◆ Work required ◆
Gather every line that includes the word "React", please.
------------------------------------------------------------------------
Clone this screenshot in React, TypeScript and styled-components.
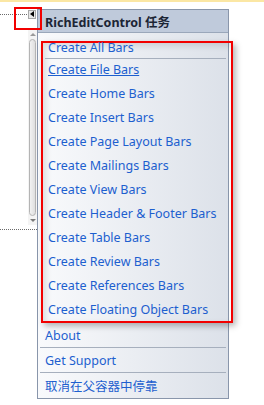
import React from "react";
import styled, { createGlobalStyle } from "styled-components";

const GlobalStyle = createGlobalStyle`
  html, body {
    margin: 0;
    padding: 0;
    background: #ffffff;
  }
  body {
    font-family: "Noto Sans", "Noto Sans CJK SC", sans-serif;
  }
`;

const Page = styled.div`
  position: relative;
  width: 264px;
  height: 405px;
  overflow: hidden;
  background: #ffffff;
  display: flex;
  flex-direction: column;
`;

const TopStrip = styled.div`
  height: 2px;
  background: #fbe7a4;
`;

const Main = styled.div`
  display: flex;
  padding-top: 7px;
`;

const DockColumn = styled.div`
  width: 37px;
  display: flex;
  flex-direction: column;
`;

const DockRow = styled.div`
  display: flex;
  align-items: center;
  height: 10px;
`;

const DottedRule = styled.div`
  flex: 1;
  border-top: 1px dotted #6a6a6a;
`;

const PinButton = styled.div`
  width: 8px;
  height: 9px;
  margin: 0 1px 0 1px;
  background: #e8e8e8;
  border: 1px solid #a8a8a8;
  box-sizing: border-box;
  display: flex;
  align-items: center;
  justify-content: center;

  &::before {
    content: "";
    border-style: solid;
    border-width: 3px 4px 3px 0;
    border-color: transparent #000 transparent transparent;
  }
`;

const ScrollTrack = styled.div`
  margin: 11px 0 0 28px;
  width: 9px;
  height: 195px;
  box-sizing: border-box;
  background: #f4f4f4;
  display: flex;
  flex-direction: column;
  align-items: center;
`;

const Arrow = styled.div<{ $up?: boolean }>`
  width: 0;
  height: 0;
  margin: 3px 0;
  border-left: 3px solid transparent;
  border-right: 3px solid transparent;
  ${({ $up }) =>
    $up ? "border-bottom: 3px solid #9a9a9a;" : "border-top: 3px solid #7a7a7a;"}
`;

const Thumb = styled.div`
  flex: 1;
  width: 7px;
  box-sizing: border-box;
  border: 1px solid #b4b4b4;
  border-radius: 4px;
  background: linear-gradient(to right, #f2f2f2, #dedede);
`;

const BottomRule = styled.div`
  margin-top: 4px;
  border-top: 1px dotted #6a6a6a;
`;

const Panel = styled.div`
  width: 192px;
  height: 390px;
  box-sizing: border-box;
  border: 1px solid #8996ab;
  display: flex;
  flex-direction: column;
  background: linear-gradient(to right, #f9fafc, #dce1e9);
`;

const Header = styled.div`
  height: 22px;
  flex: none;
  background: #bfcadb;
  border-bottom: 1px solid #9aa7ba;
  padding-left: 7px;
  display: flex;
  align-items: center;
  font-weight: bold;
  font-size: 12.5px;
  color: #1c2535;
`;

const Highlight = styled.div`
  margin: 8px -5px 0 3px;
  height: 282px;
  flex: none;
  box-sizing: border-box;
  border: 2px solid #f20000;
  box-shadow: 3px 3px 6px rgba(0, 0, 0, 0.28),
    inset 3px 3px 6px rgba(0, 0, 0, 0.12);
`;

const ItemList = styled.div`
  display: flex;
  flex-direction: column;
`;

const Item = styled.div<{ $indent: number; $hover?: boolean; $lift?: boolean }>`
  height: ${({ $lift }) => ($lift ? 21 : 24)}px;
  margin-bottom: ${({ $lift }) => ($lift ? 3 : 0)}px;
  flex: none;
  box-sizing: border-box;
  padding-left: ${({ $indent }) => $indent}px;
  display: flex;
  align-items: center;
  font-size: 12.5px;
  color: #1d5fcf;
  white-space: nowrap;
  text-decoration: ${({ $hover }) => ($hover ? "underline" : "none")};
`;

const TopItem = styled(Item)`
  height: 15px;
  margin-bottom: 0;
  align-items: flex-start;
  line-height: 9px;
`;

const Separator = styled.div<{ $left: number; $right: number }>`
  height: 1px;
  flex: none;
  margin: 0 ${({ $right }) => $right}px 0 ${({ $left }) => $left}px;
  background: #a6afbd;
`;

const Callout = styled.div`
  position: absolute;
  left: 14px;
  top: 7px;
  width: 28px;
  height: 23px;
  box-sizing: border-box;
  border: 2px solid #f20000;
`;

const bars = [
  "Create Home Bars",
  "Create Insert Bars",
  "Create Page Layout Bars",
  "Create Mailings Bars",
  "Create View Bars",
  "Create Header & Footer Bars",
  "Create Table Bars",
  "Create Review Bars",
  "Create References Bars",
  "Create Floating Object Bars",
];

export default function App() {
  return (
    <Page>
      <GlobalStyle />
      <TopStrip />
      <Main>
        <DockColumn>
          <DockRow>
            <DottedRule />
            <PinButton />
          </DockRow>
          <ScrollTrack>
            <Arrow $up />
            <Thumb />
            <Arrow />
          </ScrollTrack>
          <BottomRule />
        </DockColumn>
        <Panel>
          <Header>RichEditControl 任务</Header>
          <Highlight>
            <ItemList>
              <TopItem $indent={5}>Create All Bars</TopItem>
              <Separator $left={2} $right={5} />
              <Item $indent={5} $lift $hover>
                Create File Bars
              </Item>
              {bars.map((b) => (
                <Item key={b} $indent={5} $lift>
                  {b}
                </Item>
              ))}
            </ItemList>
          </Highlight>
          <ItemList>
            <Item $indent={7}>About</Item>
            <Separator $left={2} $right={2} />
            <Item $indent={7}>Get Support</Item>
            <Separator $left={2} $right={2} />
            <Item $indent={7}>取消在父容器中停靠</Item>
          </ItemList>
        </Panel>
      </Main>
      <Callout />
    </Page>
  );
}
------------------------------------------------------------------------
◆ Output for this exercise ◆
Clone this screenshot in React, TypeScript and styled-components.
import React from "react";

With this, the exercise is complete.